DefaultDatabaseLoadingContext
^^^^^^^^^^^^^^^^^^^^^^^^^^^^^
The ``DefaultDatabaseLoadingContext`` keeps track of all the objects already loaded in the current transaction, serving as a cache to efficiently load nested entities and prevent deadlocks when dealing with circular references.
Furthermore, it is in charge of assigning the ``persistent_id`` when an entity is added to the cache through an ``add_*`` method.

WorkflowBuilder
^^^^^^^^^^^^^^^
The ``WorkflowBuilder`` class loads the steps and ports of an existing workflow from a ``Database`` and inserts them into a new workflow object. The ``WorkflowBuilder`` class extends the ``DefaultDatabaseLoadingContext`` class and overrides only the methods involving ``step``, ``port``, and ``workflow`` entities. In particular, the ``add_*`` methods of these entities must not set the ``persistent_id``, as they are dealing with a newly-created workflow, and the ``load_*`` methods should reset the internal state of their entities to the initial value (e.g., reset the status to `Status.WAITING` and clear the `terminated` flag).

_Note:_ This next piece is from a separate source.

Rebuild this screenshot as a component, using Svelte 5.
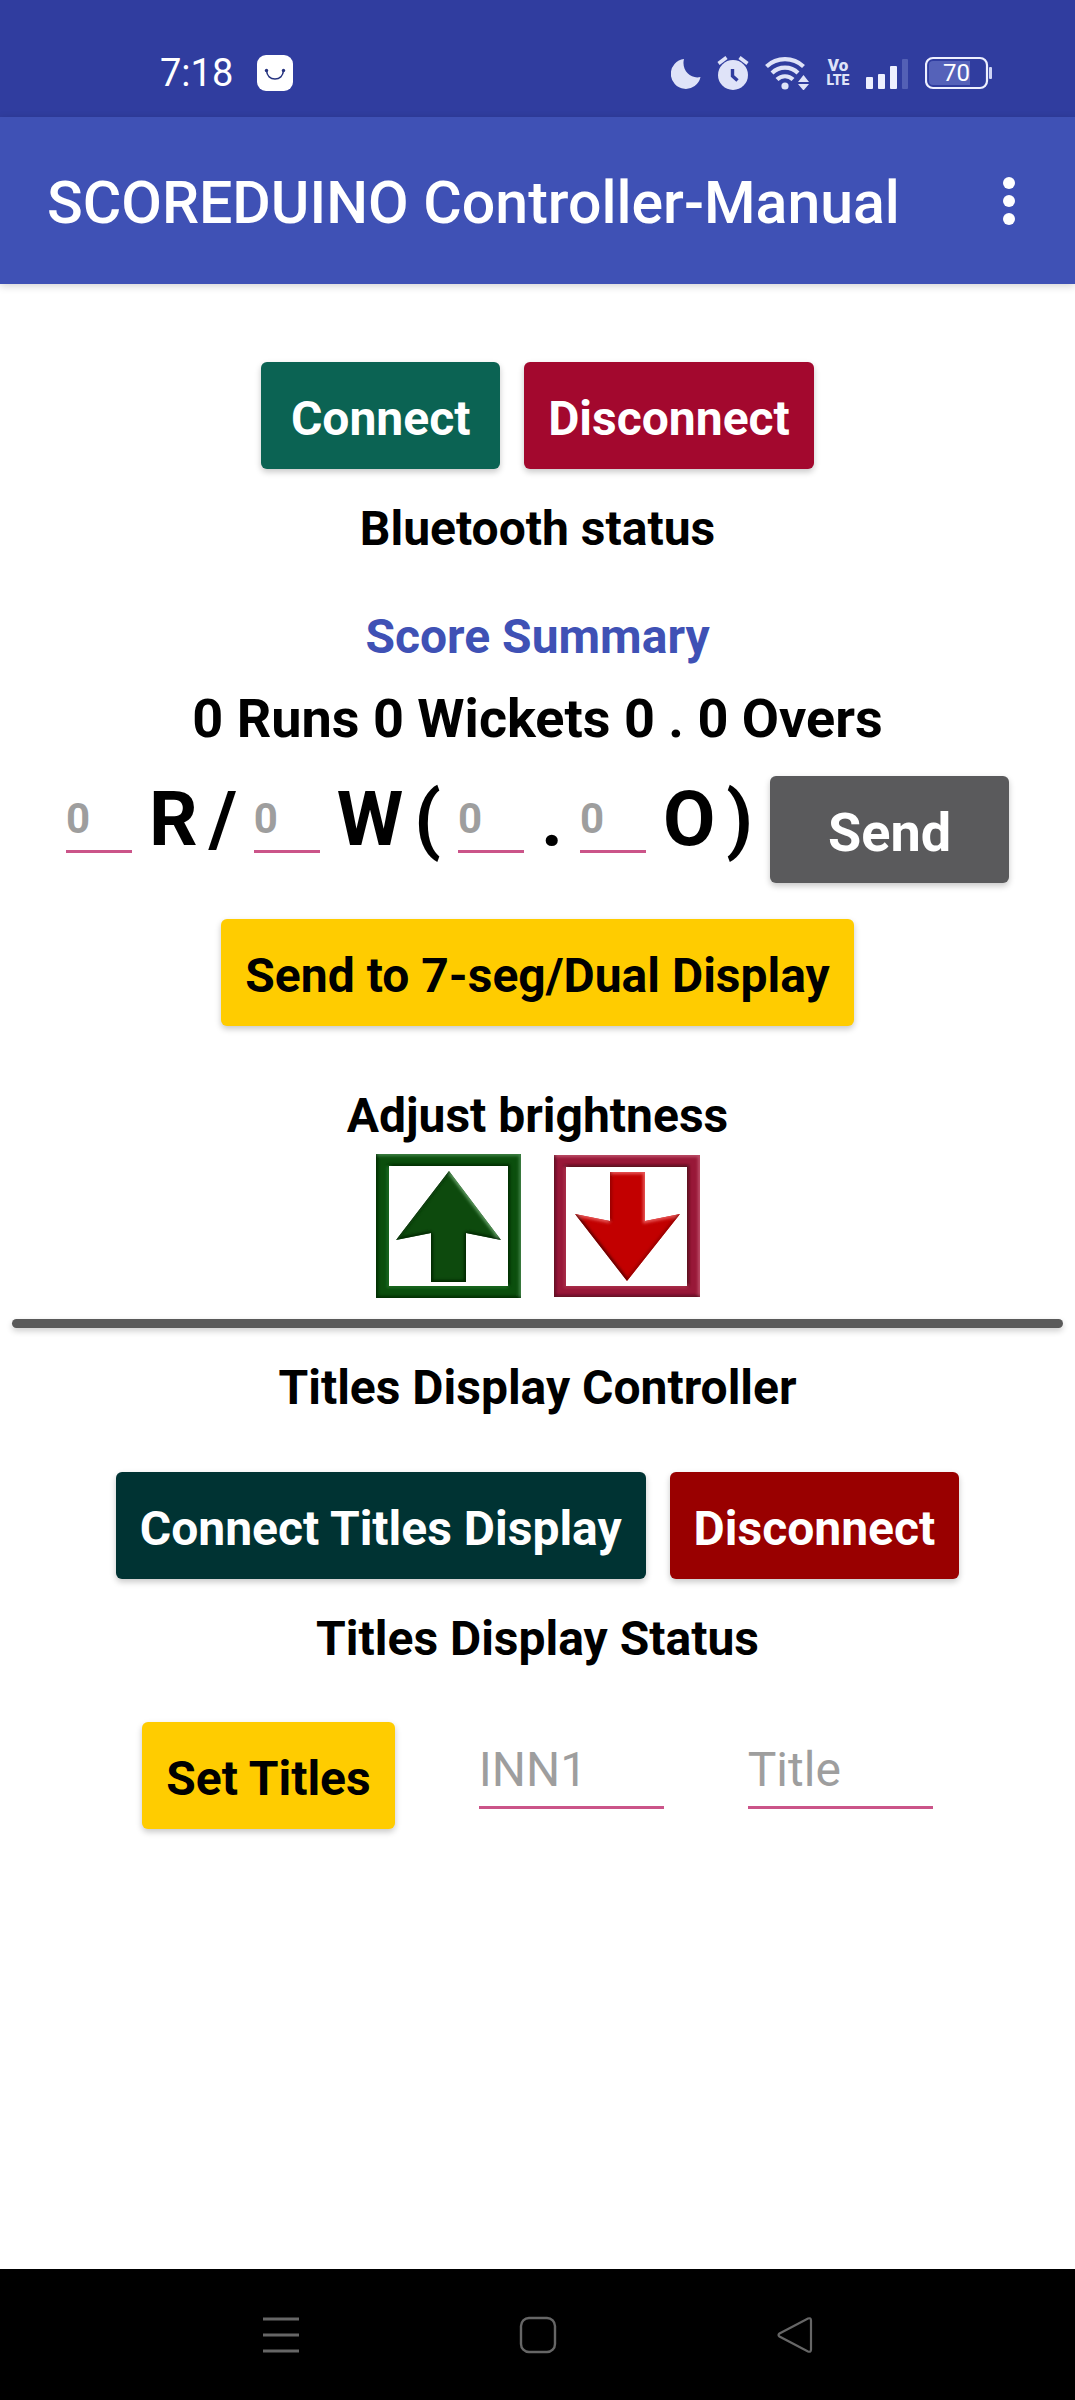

If a ``WorkflowBuilder`` object is constructed with the ``deep_copy`` attribute equal to ``True``, the builder will return a new workflow duplicating all steps and ports instances. Otherwise, a new instance of the workflow is returned, but without loading the steps and ports.
Each ``WorkflowBuilder`` instance can create only a single new workflow instance. If the workflow has been copied, the ``load_workflow`` method returns the same instance. As a consequence, if a different copy of the workflow instance is needed, another ``WorkflowBuilder`` object must be instantiated.

Other entities, such as ``deployment`` and ``target`` objects, can be safely shared between the old and the new workflows, as their internal state does not need to be modified. Therefore, they can be loaded following the common path implemented in the ``DefaultDatabaseLoadingContext`` class.